[start]

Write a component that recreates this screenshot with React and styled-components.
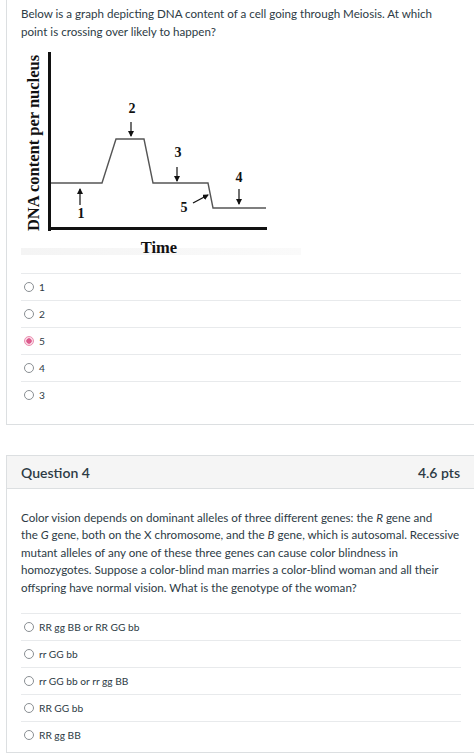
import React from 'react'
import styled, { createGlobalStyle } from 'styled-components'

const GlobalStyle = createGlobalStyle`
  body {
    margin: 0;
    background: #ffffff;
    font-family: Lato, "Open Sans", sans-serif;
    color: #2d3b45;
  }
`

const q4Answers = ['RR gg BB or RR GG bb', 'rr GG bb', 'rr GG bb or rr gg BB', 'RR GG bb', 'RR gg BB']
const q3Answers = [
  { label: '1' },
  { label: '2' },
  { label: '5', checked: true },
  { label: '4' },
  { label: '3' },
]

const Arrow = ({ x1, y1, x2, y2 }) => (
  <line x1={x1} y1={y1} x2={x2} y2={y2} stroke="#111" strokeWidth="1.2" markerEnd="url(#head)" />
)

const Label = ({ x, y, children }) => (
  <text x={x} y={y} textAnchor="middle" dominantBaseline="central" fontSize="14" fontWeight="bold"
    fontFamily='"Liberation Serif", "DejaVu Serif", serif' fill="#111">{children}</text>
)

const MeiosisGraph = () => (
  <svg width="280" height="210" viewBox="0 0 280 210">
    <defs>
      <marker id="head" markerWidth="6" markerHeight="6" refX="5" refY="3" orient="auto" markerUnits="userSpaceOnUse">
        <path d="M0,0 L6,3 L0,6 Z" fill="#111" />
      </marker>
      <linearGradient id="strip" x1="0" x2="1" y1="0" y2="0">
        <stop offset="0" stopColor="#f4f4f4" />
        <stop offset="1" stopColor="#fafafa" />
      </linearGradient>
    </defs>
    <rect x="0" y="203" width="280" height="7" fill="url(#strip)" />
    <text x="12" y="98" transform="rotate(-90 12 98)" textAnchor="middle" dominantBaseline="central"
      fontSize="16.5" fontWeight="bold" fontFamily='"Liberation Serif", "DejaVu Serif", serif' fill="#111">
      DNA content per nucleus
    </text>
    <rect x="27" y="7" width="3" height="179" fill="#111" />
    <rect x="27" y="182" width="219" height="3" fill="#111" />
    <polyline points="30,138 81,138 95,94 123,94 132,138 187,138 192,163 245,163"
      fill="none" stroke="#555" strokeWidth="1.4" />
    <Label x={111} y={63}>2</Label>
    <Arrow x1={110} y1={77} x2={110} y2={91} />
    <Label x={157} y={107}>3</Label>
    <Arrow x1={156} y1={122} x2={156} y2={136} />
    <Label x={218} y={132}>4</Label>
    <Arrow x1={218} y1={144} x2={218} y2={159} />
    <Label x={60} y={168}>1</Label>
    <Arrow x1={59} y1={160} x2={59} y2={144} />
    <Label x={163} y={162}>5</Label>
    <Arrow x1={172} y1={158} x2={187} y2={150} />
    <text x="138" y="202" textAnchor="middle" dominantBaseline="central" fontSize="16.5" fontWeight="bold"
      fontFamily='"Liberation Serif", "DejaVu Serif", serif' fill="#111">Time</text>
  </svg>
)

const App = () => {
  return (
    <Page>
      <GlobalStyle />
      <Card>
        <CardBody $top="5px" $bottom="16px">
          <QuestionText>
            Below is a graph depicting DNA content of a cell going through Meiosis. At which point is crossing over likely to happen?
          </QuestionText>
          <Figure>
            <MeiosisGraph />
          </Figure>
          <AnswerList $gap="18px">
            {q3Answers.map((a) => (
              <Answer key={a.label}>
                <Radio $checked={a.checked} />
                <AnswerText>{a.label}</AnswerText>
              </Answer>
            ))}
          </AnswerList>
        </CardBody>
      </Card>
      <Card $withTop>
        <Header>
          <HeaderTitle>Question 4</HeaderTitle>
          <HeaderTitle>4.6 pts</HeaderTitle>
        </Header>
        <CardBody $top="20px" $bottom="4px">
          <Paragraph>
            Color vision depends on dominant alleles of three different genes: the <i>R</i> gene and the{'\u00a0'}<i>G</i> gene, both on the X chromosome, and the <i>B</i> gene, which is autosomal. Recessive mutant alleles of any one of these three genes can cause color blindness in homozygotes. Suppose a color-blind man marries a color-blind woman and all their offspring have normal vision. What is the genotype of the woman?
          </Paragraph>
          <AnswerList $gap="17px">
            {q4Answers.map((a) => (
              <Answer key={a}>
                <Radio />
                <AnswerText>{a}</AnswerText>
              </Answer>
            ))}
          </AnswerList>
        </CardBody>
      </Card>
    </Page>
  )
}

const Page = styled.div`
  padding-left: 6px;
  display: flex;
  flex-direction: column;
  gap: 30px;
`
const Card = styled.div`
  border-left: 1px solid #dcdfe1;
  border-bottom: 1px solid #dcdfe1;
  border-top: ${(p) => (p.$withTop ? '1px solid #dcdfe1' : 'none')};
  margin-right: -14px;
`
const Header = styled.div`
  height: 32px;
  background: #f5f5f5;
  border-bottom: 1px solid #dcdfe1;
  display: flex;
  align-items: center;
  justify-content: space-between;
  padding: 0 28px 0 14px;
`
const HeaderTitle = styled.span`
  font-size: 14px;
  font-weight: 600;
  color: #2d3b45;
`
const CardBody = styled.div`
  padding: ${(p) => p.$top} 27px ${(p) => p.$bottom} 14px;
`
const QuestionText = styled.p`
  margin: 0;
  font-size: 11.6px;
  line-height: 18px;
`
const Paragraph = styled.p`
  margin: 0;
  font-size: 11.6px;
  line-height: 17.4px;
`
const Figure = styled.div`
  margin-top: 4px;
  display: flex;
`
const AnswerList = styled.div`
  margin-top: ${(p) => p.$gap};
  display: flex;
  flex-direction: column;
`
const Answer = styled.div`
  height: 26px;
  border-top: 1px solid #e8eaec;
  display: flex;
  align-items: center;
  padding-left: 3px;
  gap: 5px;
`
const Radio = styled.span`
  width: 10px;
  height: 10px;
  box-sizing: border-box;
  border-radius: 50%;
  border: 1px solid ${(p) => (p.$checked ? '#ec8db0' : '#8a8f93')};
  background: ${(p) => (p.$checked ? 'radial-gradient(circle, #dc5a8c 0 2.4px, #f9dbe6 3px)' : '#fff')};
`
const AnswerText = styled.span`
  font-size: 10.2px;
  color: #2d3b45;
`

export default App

[end]

_Problem to work on_
Set the listing down in full and exactly. Pictures within it should not appear in the copy.

_Task output_
Write a component that recreates this screenshot with React and styled-components.
import React from 'react'
import styled, { createGlobalStyle } from 'styled-components'

const GlobalStyle = createGlobalStyle`
  body {
    margin: 0;
    background: #ffffff;
    font-family: Lato, "Open Sans", sans-serif;
    color: #2d3b45;
  }
`

const q4Answers = ['RR gg BB or RR GG bb', 'rr GG bb', 'rr GG bb or rr gg BB', 'RR GG bb', 'RR gg BB']
const q3Answers = [
  { label: '1' },
  { label: '2' },
  { label: '5', checked: true },
  { label: '4' },
  { label: '3' },
]

const Arrow = ({ x1, y1, x2, y2 }) => (
  <line x1={x1} y1={y1} x2={x2} y2={y2} stroke="#111" strokeWidth="1.2" markerEnd="url(#head)" />
)

const Label = ({ x, y, children }) => (
  <text x={x} y={y} textAnchor="middle" dominantBaseline="central" fontSize="14" fontWeight="bold"
    fontFamily='"Liberation Serif", "DejaVu Serif", serif' fill="#111">{children}</text>
)

const MeiosisGraph = () => (
  <svg width="280" height="210" viewBox="0 0 280 210">
    <defs>
      <marker id="head" markerWidth="6" markerHeight="6" refX="5" refY="3" orient="auto" markerUnits="userSpaceOnUse">
        <path d="M0,0 L6,3 L0,6 Z" fill="#111" />
      </marker>
      <linearGradient id="strip" x1="0" x2="1" y1="0" y2="0">
        <stop offset="0" stopColor="#f4f4f4" />
        <stop offset="1" stopColor="#fafafa" />
      </linearGradient>
    </defs>
    <rect x="0" y="203" width="280" height="7" fill="url(#strip)" />
    <text x="12" y="98" transform="rotate(-90 12 98)" textAnchor="middle" dominantBaseline="central"
      fontSize="16.5" fontWeight="bold" fontFamily='"Liberation Serif", "DejaVu Serif", serif' fill="#111">
      DNA content per nucleus
    </text>
    <rect x="27" y="7" width="3" height="179" fill="#111" />
    <rect x="27" y="182" width="219" height="3" fill="#111" />
    <polyline points="30,138 81,138 95,94 123,94 132,138 187,138 192,163 245,163"
      fill="none" stroke="#555" strokeWidth="1.4" />
    <Label x={111} y={63}>2</Label>
    <Arrow x1={110} y1={77} x2={110} y2={91} />
    <Label x={157} y={107}>3</Label>
    <Arrow x1={156} y1={122} x2={156} y2={136} />
    <Label x={218} y={132}>4</Label>
    <Arrow x1={218} y1={144} x2={218} y2={159} />
    <Label x={60} y={168}>1</Label>
    <Arrow x1={59} y1={160} x2={59} y2={144} />
    <Label x={163} y={162}>5</Label>
    <Arrow x1={172} y1={158} x2={187} y2={150} />
    <text x="138" y="202" textAnchor="middle" dominantBaseline="central" fontSize="16.5" fontWeight="bold"
      fontFamily='"Liberation Serif", "DejaVu Serif", serif' fill="#111">Time</text>
  </svg>
)

const App = () => {
  return (
    <Page>
      <GlobalStyle />
      <Card>
        <CardBody $top="5px" $bottom="16px">
          <QuestionText>
            Below is a graph depicting DNA content of a cell going through Meiosis. At which point is crossing over likely to happen?
          </QuestionText>
          <Figure>
            <MeiosisGraph />
          </Figure>
          <AnswerList $gap="18px">
            {q3Answers.map((a) => (
              <Answer key={a.label}>
                <Radio $checked={a.checked} />
                <AnswerText>{a.label}</AnswerText>
              </Answer>
            ))}
          </AnswerList>
        </CardBody>
      </Card>
      <Card $withTop>
        <Header>
          <HeaderTitle>Question 4</HeaderTitle>
          <HeaderTitle>4.6 pts</HeaderTitle>
        </Header>
        <CardBody $top="20px" $bottom="4px">
          <Paragraph>
            Color vision depends on dominant alleles of three different genes: the <i>R</i> gene and the{'\u00a0'}<i>G</i> gene, both on the X chromosome, and the <i>B</i> gene, which is autosomal. Recessive mutant alleles of any one of these three genes can cause color blindness in homozygotes. Suppose a color-blind man marries a color-blind woman and all their offspring have normal vision. What is the genotype of the woman?
          </Paragraph>
          <AnswerList $gap="17px">
            {q4Answers.map((a) => (
              <Answer key={a}>
                <Radio />
                <AnswerText>{a}</AnswerText>
              </Answer>
            ))}
          </AnswerList>
        </CardBody>
      </Card>
    </Page>
  )
}

const Page = styled.div`
  padding-left: 6px;
  display: flex;
  flex-direction: column;
  gap: 30px;
`
const Card = styled.div`
  border-left: 1px solid #dcdfe1;
  border-bottom: 1px solid #dcdfe1;
  border-top: ${(p) => (p.$withTop ? '1px solid #dcdfe1' : 'none')};
  margin-right: -14px;
`
const Header = styled.div`
  height: 32px;
  background: #f5f5f5;
  border-bottom: 1px solid #dcdfe1;
  display: flex;
  align-items: center;
  justify-content: space-between;
  padding: 0 28px 0 14px;
`
const HeaderTitle = styled.span`
  font-size: 14px;
  font-weight: 600;
  color: #2d3b45;
`
const CardBody = styled.div`
  padding: ${(p) => p.$top} 27px ${(p) => p.$bottom} 14px;
`
const QuestionText = styled.p`
  margin: 0;
  font-size: 11.6px;
  line-height: 18px;
`
const Paragraph = styled.p`
  margin: 0;
  font-size: 11.6px;
  line-height: 17.4px;
`
const Figure = styled.div`
  margin-top: 4px;
  display: flex;
`
const AnswerList = styled.div`
  margin-top: ${(p) => p.$gap};
  display: flex;
  flex-direction: column;
`
const Answer = styled.div`
  height: 26px;
  border-top: 1px solid #e8eaec;
  display: flex;
  align-items: center;
  padding-left: 3px;
  gap: 5px;
`
const Radio = styled.span`
  width: 10px;
  height: 10px;
  box-sizing: border-box;
  border-radius: 50%;
  border: 1px solid ${(p) => (p.$checked ? '#ec8db0' : '#8a8f93')};
  background: ${(p) => (p.$checked ? 'radial-gradient(circle, #dc5a8c 0 2.4px, #f9dbe6 3px)' : '#fff')};
`
const AnswerText = styled.span`
  font-size: 10.2px;
  color: #2d3b45;
`

export default App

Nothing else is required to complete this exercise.